Anyway, from within the library domain, see:

"Measuring Search Retrieval Accuracy of Uncorrected OCR", Harvard, 2001


Measuring the Accuracy of the OCR in the Making of America, University of Michigan, 1998.

From the information science side, see:

"Evaluation of Model-Based Retrieval Effectiveness with OCR Text"

Robust Retrieval of Noisy Text

Information Retrieval Can Cope With Many Errors

Usable OCR: What are the Minimum Performance Requirements?

These articles discuss relative rates of recall with various qualities of OCR, and also discuss whether any post-processing of OCR, such as dictionary look-ups, help (they generally conclude "no").


Jenn Riley said...

Excellent points, all, thank you!

Thanks for the citations, Aaron. It's great to have easy access to this kind of information when making decisions. I'll still push hard for testing, though. It's nice to know how a certain OCR engine performs on a specific set of materials, but your materials are different than those. Features like dictionary lookups and analysis of low-occurring patterns work extremely well on certain types of texts, and much less well on others.

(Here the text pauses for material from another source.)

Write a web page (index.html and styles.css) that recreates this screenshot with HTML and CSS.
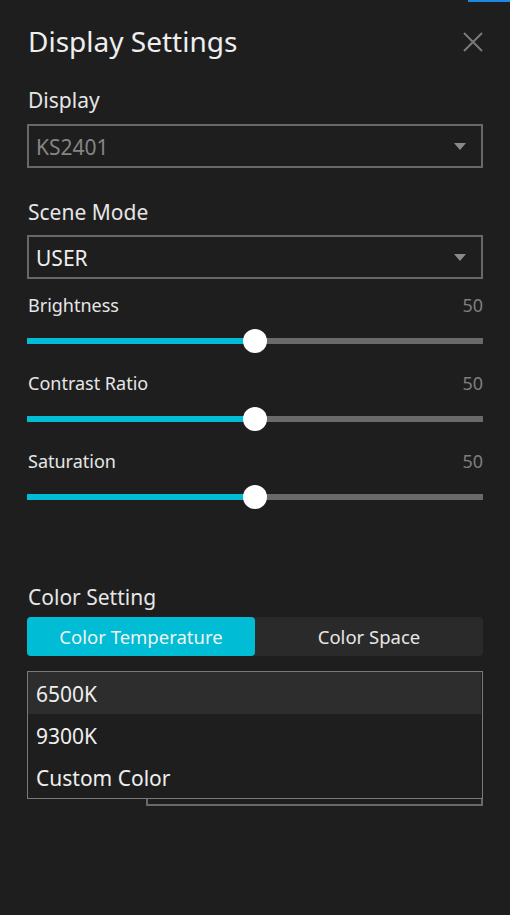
FILE: index.html
```html
<!DOCTYPE html>
<html lang="en">
<head>
<meta charset="utf-8">
<title>Display Settings</title>
<link rel="stylesheet" href="styles.css">
</head>
<body>
<div class="accent"></div>
<main class="panel">
  <header class="head">
    <h1 class="title">Display Settings</h1>
    <button class="close" aria-label="Close">
      <svg width="20" height="20" viewBox="0 0 20 20"><path d="M1 1 L19 19 M19 1 L1 19" stroke="#7a7a7a" stroke-width="2" fill="none"/></svg>
    </button>
  </header>

  <section class="field field-display">
    <div class="label">Display</div>
    <div class="select disabled">
      <span class="select-text">KS2401</span>
      <svg class="arrow" width="12" height="7" viewBox="0 0 12 7"><path d="M0 0 H12 L6 7 Z" fill="#8a8a8a"/></svg>
    </div>
  </section>

  <section class="field field-scene">
    <div class="label">Scene Mode</div>
    <div class="select">
      <span class="select-text">USER</span>
      <svg class="arrow" width="12" height="7" viewBox="0 0 12 7"><path d="M0 0 H12 L6 7 Z" fill="#8a8a8a"/></svg>
    </div>
  </section>

  <section class="sliders">
    <div class="slider">
      <div class="slider-head"><span>Brightness</span><span class="val">50</span></div>
      <div class="track"><div class="fill" style="width:50%"></div><div class="thumb" style="left:50%"></div></div>
    </div>
    <div class="slider">
      <div class="slider-head"><span>Contrast Ratio</span><span class="val">50</span></div>
      <div class="track"><div class="fill" style="width:50%"></div><div class="thumb" style="left:50%"></div></div>
    </div>
    <div class="slider">
      <div class="slider-head"><span>Saturation</span><span class="val">50</span></div>
      <div class="track"><div class="fill" style="width:50%"></div><div class="thumb" style="left:50%"></div></div>
    </div>
  </section>

  <section class="color">
    <div class="label">Color Setting</div>
    <div class="tabs">
      <button class="tab active">Color Temperature</button>
      <button class="tab">Color Space</button>
    </div>
    <div class="dropwrap">
      <div class="select under"></div>
      <ul class="list">
        <li class="item hover">6500K</li>
        <li class="item">9300K</li>
        <li class="item">Custom Color</li>
      </ul>
    </div>
  </section>
</main>
</body>
</html>
```
FILE: styles.css
```css
* { box-sizing: border-box; }
html, body { margin: 0; padding: 0; }
body {
  width: 510px;
  height: 915px;
  overflow: hidden;
  background: #1e1e1e;
  font-family: "Noto Sans", "Open Sans", sans-serif;
  color: #e6e6e6;
  position: relative;
}
.accent {
  position: absolute;
  top: 0;
  right: 0;
  width: 42px;
  height: 2px;
  background: #1e88e5;
}
.panel {
  padding: 0 27px;
}
.head {
  margin-top: 25px;
  height: 32px;
  display: flex;
  align-items: center;
  justify-content: space-between;
}
.title {
  margin: 0;
  font-size: 28px;
  line-height: 32px;
  font-weight: 400;
  color: #eeeeee;
  padding-left: 1px;
}
.close {
  background: none;
  border: 0;
  padding: 0;
  width: 20px;
  height: 20px;
  display: flex;
  margin-top: 2px;
}
.label {
  font-size: 21px;
  line-height: 26px;
  color: #e6e6e6;
  padding-left: 1px;
}
.field-display { margin-top: 30px; }
.field-scene { margin-top: 31px; }
.field .label { margin-bottom: 11px; }
.field-scene .label { margin-bottom: 10px; }
.select {
  height: 44px;
  border: 2px solid #686868;
  display: flex;
  align-items: center;
  justify-content: space-between;
  padding: 2px 15px 0 7px;
}
.select-text {
  font-size: 21px;
  line-height: 40px;
  color: #eeeeee;
}
.select.disabled .select-text { color: #858585; }
.arrow { display: block; margin-top: -2px; }

.sliders { margin-top: 15px; display: flex; flex-direction: column; gap: 19px; }
.slider-head {
  display: flex;
  justify-content: space-between;
  font-size: 18px;
  line-height: 22px;
  padding-left: 1px;
}
.val { color: #7e7e7e; }
.track {
  position: relative;
  margin-top: 13px;
  height: 24px;
  display: flex;
  align-items: center;
  background: linear-gradient(#6a6a6a, #6a6a6a) no-repeat center / 100% 6px;
}
.fill {
  height: 6px;
  background: #00bcd4;
}
.thumb {
  position: absolute;
  top: 0;
  width: 24px;
  height: 24px;
  margin-left: -12px;
  border-radius: 50%;
  background: #ffffff;
}

.color { margin-top: 75px; }
.tabs {
  margin-top: 7px;
  display: flex;
  height: 39px;
  background: #2a2a2a;
  border-radius: 4px;
}
.tab {
  flex: 1;
  border: 0;
  background: transparent;
  font-family: inherit;
  font-size: 18.5px;
  color: #e6e6e6;
  border-radius: 4px;
  padding: 0;
  line-height: 39px;
}
.tab.active { background: #00bcd4; color: #f2f2f2; }
.dropwrap {
  position: relative;
  margin-top: 15px;
  height: 135px;
  padding-top: 91px;
}
.select.under {
  margin-left: 119px;
  height: 44px;
}
.list {
  position: absolute;
  top: 0;
  left: 0;
  right: 0;
  margin: 0;
  padding: 0;
  list-style: none;
  border: 1px solid #7a7a7a;
  background: #1e1e1e;
}
.item {
  height: 42px;
  line-height: 42px;
  padding: 1px 0 0 8px;
  font-size: 21px;
  color: #eeeeee;
}
.item.hover { background: #2d2d2d; margin-right: 1px; }
```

Dorothea, you've really hit on something here with the suggestion to include guesses for human confirmation. We tend to assume things like OCR (and automated metadata enhancement methods, the area I've been thinking about this in) work only by the machine doing its work, then a person fixing all the errors. We think this because that's how they pretty much all work now. But this process can and should be more iterative, using human feedback to continually improve the system. I hope to get a chance to try out some methods like this if a certain grant proposal gets funded this fall...

Eby said...

Setting up some kind of review process with something like Amazon's Mechanical Turk might also be an option.